Economic commentator Professor Ben Kalua has urged the Malawi Government not to use the next Extended Credit Facility program (ECF) as a long-term solution to tackling its economic challenges.
This follows a recent update from the Ministry of Finance that the country must expect a new ECF Program within the second quarter of 2018.
Kalua said time has come for Malawi to stop relying on external assistance by becoming independent economically.
“Malawi needs to stop being a dependent child and stand on its feet,” said Kalua, a Lecturer in Economics at the Chancellor College.
He added that the standard way of approaching poverty reduction is to diversify economic activities.
Kalua branded the country’s current economic activities orientation as dangerous.
“We must move away from the primary orientation towards agriculture production and consider secondary activities such as manufacturing,” he elaborated.
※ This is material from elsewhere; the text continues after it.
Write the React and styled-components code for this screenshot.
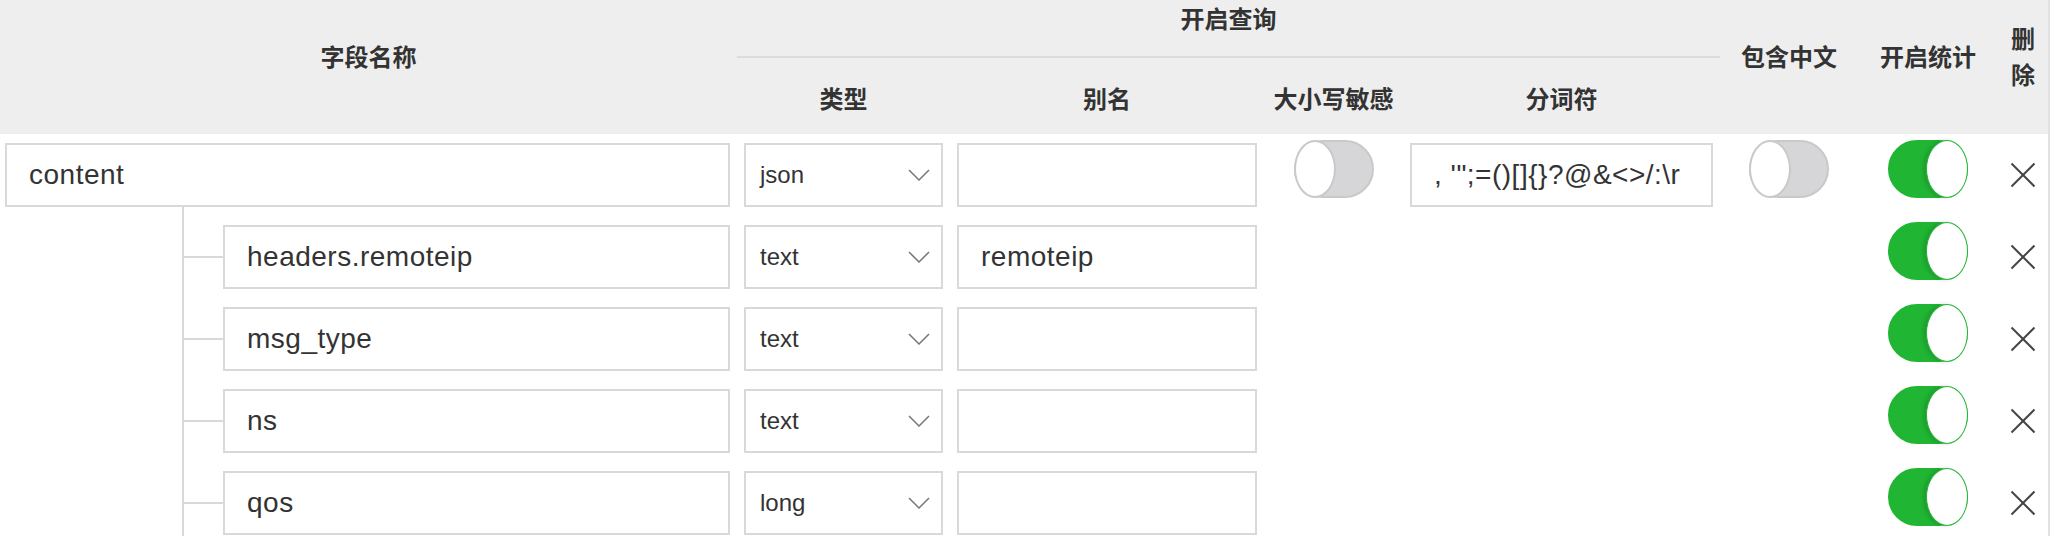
import React from "react";
import styled, { createGlobalStyle } from "styled-components";

const COLS = "737px 213px 314px 139px 317px 138px 140px 50px";

const GlobalStyle = createGlobalStyle`
  html, body {
    margin: 0;
    padding: 0;
    background: #fff;
    height: 536px;
    overflow: hidden;
  }
  body {
    font-family: "Liberation Sans", "Noto Sans CJK SC", sans-serif;
    color: #333;
  }
`;

const Table = styled.div`
  width: 2048px;
  border-right: 2px solid #e2e2e2;
  min-height: 536px;
`;

const Header = styled.div`
  display: grid;
  grid-template-columns: ${COLS};
  grid-template-rows: 58px 76px;
  background: #eeeeee;
  font-family: "Noto Sans CJK SC", sans-serif;
  font-size: 24px;
  font-weight: 600;
  color: #333;
`;

const SpanHead = styled.div`
  grid-row: 1 / span 2;
  grid-column: ${(p) => p.$col};
  display: flex;
  align-items: center;
  justify-content: center;
  text-align: center;
  line-height: 36px;
  padding: 0 ${(p) => p.$padX || 0}px 22px;
`;

const GroupHead = styled.div`
  grid-row: 1;
  grid-column: 2 / span 4;
  display: flex;
  justify-content: center;
  align-items: flex-start;
  line-height: 36px;
  border-bottom: 2px solid #dcdcdc;
`;

const SubHead = styled.div`
  grid-row: 2;
  grid-column: ${(p) => p.$col};
  display: flex;
  align-items: center;
  justify-content: center;
  line-height: 36px;
  padding-top: 3px;
`;

const Row = styled.div`
  display: grid;
  grid-template-columns: ${COLS};
  height: 82px;
  align-items: center;
`;

const Cell = styled.div`
  height: 100%;
  box-sizing: border-box;
  display: flex;
  align-items: center;
  justify-content: ${(p) => (p.$center ? "center" : "stretch")};
  padding: 0 7px;
`;

const FieldCell = styled(Cell)`
  position: relative;
  padding-left: ${(p) => (p.$child ? 223 : 5)}px;

  ${(p) =>
    p.$child &&
    `
    &::before {
      content: "";
      position: absolute;
      left: 182px;
      top: ${p.$first ? -10 : -41}px;
      bottom: ${p.$more ? 0 : 40}px;
      width: 2px;
      background: #d9d9d9;
    }
    &::after {
      content: "";
      position: absolute;
      left: 182px;
      top: 40px;
      width: 41px;
      height: 2px;
      background: #d9d9d9;
    }
  `}
`;

const TextInput = styled.input`
  width: 100%;
  height: 64px;
  box-sizing: border-box;
  border: 2px solid #d9d9d9;
  border-radius: 0;
  background: #fff;
  outline: none;
  padding: 0 22px;
  font-family: "Liberation Sans", sans-serif;
  font-size: 28px;
  letter-spacing: 0.5px;
  color: #333;
`;

const SelectBox = styled.div`
  width: 100%;
  height: 64px;
  box-sizing: border-box;
  border: 2px solid #d9d9d9;
  background: #fff;
  display: flex;
  align-items: center;
  justify-content: space-between;
  padding: 0 11px 0 14px;
  font-family: "Liberation Sans", sans-serif;
  font-size: 24px;
  color: #333;
`;

const Chevron = styled.svg`
  width: 22px;
  height: 12px;
  flex: none;
`;

const Track = styled.div`
  position: relative;
  align-self: flex-start;
  margin-top: 6px;
  width: 80px;
  height: 58px;
  box-sizing: border-box;
  border-radius: 29px;
  background: ${(p) => (p.$on ? "#21b534" : "#d6d6d8")};
  border: 2px solid ${(p) => (p.$on ? "#21b534" : "#c9c9c9")};
`;

const Knob = styled.div`
  position: absolute;
  top: -2px;
  ${(p) => (p.$on ? "right: -2px;" : "left: -2px;")}
  width: 42px;
  height: 58px;
  box-sizing: border-box;
  border-radius: 50%;
  background: #fff;
  border: ${(p) => (p.$on ? "1.5px solid #21b534" : "2px solid #c9c9c9")};
  box-shadow: ${(p) => (p.$on ? "-3px 0 4px rgba(0,0,0,0.14)" : "none")};
`;

const DeleteBtn = styled.button`
  border: none;
  background: transparent;
  padding: 0;
  width: 26px;
  height: 26px;
  display: flex;
  align-items: center;
  justify-content: center;
  cursor: pointer;
`;

const Toggle = ({ on }) => (
  <Track $on={on}>
    <Knob $on={on} />
  </Track>
);

const Select = ({ value }) => (
  <SelectBox>
    <span>{value}</span>
    <Chevron viewBox="0 0 22 12">
      <polyline points="1,1 11,11 21,1" fill="none" stroke="#777" strokeWidth="1.5" />
    </Chevron>
  </SelectBox>
);

const CloseIcon = () => (
  <svg width="26" height="26" viewBox="0 0 26 26">
    <line x1="1.5" y1="1.5" x2="24.5" y2="24.5" stroke="#444" strokeWidth="2" />
    <line x1="24.5" y1="1.5" x2="1.5" y2="24.5" stroke="#444" strokeWidth="2" />
  </svg>
);

const SEP = ", '\";=()[]{}?@&<>/:\\r";

const fields = [
  { name: "content", type: "json", alias: "", parent: true, caseSensitive: false, sep: SEP, chinese: false, stat: true },
  { name: "headers.remoteip", type: "text", alias: "remoteip", stat: true },
  { name: "msg_type", type: "text", alias: "", stat: true },
  { name: "ns", type: "text", alias: "", stat: true },
  { name: "qos", type: "long", alias: "", stat: true, more: true },
];

export default function App() {
  let childIndex = 0;
  return (
    <>
      <GlobalStyle />
      <Table>
        <Header>
          <SpanHead $col={1}>字段名称</SpanHead>
          <GroupHead>开启查询</GroupHead>
          <SubHead $col={2}>类型</SubHead>
          <SubHead $col={3}>别名</SubHead>
          <SubHead $col={4}>大小写敏感</SubHead>
          <SubHead $col={5}>分词符</SubHead>
          <SpanHead $col={6}>包含中文</SpanHead>
          <SpanHead $col={7}>开启统计</SpanHead>
          <SpanHead $col={8} $padX={13}>删除</SpanHead>
        </Header>
        {fields.map((f) => {
          const child = !f.parent;
          const first = child && childIndex === 0;
          if (child) childIndex += 1;
          return (
            <Row key={f.name}>
              <FieldCell $child={child} $first={first} $more={f.more}>
                <TextInput readOnly value={f.name} />
              </FieldCell>
              <Cell>
                <Select value={f.type} />
              </Cell>
              <Cell>
                <TextInput readOnly value={f.alias} />
              </Cell>
              <Cell $center>{f.parent && <Toggle on={f.caseSensitive} />}</Cell>
              <Cell>{f.parent && <TextInput readOnly value={f.sep} />}</Cell>
              <Cell $center>{f.parent && <Toggle on={f.chinese} />}</Cell>
              <Cell $center>
                <Toggle on={f.stat} />
              </Cell>
              <Cell $center>
                <DeleteBtn aria-label="删除">
                  <CloseIcon />
                </DeleteBtn>
              </Cell>
            </Row>
          );
        })}
      </Table>
    </>
  );
}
On the same, Kalua recommended export diversification as a way of reaching out to various markets for the growth of the economy.
He said financial inclusion is of central importance to poverty reduction.
“Taking part in financial activities encourages economic participation hence reducing economic inequalities,” he clarified.
The Extended Credit Facility (ECF) provides financial assistance to countries with protracted balance of payments problems.
Assistance under an ECF arrangement is provided for an initial duration from three to four years, with an overall maximum duration of five years and carries no interest.
The former ECF arrangement for Malawi ended on 30th June this year.